Kevin, my long lost friend, is dying, for real this time.
Kevin has been defying death his whole life it seems.
Kevin has had HIV for decades now and all the while has been drinking like a fish and smoking like a chimney.
He wasn’t going to die of AIDS, you see, he was going to live with HIV.
We’re not Facebook friends and we’re not in touch, so I know this more or less indirectly, having seen some alarming posts on the wall of mutual friends, and then having done a little digging on my own.
I will say for Kevin that he has always lived full-tilt-boogie, balls-to-the-wall.
He is a charmer and the most maddening sumbitch I have ever known.
He is generous to a fault and a world-class prevaricator.

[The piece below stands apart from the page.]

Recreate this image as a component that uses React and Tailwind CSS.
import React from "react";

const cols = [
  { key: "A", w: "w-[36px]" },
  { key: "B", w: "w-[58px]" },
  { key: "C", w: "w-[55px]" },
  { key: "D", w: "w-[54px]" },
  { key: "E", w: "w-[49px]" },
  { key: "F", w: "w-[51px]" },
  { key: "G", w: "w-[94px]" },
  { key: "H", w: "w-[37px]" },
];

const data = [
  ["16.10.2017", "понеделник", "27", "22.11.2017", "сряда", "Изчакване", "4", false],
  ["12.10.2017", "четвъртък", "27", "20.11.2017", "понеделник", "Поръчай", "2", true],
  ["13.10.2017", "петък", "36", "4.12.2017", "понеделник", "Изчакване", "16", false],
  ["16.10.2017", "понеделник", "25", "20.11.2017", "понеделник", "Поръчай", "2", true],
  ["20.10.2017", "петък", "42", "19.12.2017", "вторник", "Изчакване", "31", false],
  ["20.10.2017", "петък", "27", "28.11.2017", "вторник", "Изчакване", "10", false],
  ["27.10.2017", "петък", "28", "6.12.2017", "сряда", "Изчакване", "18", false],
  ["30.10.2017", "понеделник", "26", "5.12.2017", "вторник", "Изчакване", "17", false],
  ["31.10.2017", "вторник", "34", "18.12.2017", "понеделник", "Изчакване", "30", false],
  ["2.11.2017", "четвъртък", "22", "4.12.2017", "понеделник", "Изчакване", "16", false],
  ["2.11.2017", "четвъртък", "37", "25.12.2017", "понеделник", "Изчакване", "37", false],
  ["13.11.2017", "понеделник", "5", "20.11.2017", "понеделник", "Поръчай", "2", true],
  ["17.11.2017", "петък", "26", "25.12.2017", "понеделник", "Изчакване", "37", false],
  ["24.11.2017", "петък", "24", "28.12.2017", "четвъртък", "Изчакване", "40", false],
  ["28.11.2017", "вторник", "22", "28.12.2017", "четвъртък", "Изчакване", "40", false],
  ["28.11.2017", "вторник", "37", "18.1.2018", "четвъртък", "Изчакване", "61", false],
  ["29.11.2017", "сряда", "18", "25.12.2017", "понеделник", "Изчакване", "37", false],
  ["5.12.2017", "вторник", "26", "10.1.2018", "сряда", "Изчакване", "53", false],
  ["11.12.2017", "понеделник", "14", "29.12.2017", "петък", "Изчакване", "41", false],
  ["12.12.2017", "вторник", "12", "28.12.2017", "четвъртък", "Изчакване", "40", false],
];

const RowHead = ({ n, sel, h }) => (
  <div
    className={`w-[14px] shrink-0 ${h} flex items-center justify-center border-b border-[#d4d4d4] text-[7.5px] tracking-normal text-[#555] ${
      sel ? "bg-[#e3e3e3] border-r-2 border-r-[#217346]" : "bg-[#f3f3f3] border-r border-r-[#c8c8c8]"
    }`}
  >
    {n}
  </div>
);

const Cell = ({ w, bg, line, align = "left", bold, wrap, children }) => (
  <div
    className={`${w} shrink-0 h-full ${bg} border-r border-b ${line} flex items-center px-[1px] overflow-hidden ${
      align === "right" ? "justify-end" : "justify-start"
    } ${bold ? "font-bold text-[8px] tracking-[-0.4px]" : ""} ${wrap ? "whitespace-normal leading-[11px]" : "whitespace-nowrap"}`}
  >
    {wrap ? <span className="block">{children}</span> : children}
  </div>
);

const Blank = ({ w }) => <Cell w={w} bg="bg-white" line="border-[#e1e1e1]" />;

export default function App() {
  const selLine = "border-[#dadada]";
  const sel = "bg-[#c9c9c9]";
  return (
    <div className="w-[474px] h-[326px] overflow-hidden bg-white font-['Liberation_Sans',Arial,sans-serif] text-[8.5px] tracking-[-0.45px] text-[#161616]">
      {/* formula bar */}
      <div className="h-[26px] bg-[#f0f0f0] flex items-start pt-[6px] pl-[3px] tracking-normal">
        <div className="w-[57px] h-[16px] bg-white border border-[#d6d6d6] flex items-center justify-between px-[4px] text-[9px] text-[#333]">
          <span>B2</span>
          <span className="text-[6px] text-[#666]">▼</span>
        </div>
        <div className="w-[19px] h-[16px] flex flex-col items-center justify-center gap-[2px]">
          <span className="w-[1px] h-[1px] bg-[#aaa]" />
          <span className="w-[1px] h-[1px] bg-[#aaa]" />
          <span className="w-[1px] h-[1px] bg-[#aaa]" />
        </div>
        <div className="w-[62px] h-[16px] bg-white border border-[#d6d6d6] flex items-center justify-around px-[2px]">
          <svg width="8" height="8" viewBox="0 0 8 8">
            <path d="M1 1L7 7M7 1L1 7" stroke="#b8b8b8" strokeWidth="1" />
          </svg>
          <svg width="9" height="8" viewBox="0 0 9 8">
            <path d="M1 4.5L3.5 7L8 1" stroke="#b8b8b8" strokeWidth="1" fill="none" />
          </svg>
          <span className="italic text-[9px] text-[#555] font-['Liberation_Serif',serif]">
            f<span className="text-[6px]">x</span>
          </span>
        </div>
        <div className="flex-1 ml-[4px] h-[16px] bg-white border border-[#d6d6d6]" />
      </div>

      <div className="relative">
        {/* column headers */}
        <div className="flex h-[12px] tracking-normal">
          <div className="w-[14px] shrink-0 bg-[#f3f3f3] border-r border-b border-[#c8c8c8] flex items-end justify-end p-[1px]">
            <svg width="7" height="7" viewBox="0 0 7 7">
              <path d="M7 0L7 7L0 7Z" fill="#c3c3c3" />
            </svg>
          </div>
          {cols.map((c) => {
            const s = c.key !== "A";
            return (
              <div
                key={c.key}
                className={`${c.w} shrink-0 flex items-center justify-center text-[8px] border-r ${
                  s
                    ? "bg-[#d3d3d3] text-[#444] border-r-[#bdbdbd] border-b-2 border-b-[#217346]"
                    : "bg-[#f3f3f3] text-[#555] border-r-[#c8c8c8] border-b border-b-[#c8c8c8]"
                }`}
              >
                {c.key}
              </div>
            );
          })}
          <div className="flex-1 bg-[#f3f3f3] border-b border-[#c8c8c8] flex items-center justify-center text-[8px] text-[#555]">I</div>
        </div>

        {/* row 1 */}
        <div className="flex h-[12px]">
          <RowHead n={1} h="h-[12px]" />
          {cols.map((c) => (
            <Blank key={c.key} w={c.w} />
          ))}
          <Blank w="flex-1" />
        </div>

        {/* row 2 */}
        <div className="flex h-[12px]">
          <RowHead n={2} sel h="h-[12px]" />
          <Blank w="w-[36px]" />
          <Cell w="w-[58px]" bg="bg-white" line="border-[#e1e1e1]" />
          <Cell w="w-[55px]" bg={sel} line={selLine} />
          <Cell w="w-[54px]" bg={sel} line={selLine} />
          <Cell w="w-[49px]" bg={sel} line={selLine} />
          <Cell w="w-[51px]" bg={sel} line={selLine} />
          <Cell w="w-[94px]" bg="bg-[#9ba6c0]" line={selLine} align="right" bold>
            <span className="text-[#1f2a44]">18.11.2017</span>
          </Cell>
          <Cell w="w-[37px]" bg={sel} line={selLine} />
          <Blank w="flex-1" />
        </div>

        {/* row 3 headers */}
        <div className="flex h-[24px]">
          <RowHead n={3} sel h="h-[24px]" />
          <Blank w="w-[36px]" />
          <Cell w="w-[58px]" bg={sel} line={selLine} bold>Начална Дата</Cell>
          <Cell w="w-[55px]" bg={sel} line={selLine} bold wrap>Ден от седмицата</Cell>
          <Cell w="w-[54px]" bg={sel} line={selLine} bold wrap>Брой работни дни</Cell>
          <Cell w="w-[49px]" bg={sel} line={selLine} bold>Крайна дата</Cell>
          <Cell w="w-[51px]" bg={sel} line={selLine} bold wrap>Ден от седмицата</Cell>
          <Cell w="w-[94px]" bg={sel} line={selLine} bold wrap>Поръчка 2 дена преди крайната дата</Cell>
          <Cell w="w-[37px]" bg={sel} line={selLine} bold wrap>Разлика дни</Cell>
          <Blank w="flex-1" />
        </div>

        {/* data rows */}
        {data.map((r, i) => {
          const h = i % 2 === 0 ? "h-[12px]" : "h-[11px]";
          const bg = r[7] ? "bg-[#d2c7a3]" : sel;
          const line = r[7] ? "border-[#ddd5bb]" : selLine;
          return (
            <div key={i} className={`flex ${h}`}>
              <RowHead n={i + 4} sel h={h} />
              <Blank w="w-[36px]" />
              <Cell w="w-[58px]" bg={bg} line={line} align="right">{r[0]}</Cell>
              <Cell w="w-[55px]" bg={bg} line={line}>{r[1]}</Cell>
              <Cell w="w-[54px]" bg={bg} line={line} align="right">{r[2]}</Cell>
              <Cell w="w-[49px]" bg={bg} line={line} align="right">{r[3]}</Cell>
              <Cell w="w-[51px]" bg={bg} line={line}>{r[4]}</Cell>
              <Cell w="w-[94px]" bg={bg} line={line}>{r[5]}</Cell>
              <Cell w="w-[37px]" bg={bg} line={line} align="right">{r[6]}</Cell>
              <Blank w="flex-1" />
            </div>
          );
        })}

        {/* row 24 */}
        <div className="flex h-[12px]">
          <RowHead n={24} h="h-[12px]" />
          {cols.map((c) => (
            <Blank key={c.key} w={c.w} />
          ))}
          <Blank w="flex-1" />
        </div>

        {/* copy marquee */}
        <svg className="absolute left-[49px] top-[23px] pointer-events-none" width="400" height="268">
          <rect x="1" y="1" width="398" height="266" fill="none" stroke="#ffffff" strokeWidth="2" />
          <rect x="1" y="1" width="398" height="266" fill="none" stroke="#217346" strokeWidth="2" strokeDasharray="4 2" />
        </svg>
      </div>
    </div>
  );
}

He loves with his whole heart and can hate that way, too, if someone hurts one of his.
He has delusions of being able to work the hoo-doo, or claims that he can, in any case.
Recently, it seems, he contracted an infection in his heart, and that was cleared up and then his liver failed.
He’s always been a dilettante of the highest degree.
Now he is in hospice and doesn’t know his elbow from his asshole, due to the copious amounts of morphine he’s now allowed to have.
Kevin was always happiest when he was drunk out of his gourd, calling me at three or four in the morning to come collect him and whatever tank of a car he had from some gay bar and take him to a waffle joint for some grease and grits.
I once had an uptight roommate who, upon being awakened by the two of coming back home, screeched at him, “I HOPE YOU’RE HAPPY NOW!” He mildly replied, “Yes, darling, I’m ecfuckingstatic.”
That was Kevin, never a raised voice, never a hair out of place, even in the worst of circumstances, never rude to anyone, not even the officer who had his car towed that evening.
I have never known a man who could smoke so many cigarettes and drink so much coffee in such a short span of time, nor one who could sleep so peacefully at night.
I do not know a person more loved than Kevin.
We have not been in touch in years, for reasons too ugly to detail.
I hope that the rest of his journey is peaceful and that he is stoned and dreaming of drag queen fairies.
When he dies, I shall send flowers and throw jewels in his coffin. He’d love that.
Whether the two of you are in touch or not, your deep feelings for Kevin as a person are evident. I’m sorry he’s going so young… but, as your line said it best, going stoned and dreaming of drag queen fairies can’t be the worst way out. I must say too that I hope you’ll outlive me and I hope you’ll write about me too because a Susan Scarbrough send-off would be the ultimate compliment. It means you give a shit and that you care enough to write the very best.
I rather suspect we’ll go together, on the lam.
Fine, write it on a napkin to be left behind in the car… I’ll drive!
We should hire a driver so we can send texts while we’re going.
I’m sorry for your loss, played out over the years though it may be. And I’m sorry for his loss, from whatever disrupted your friendship.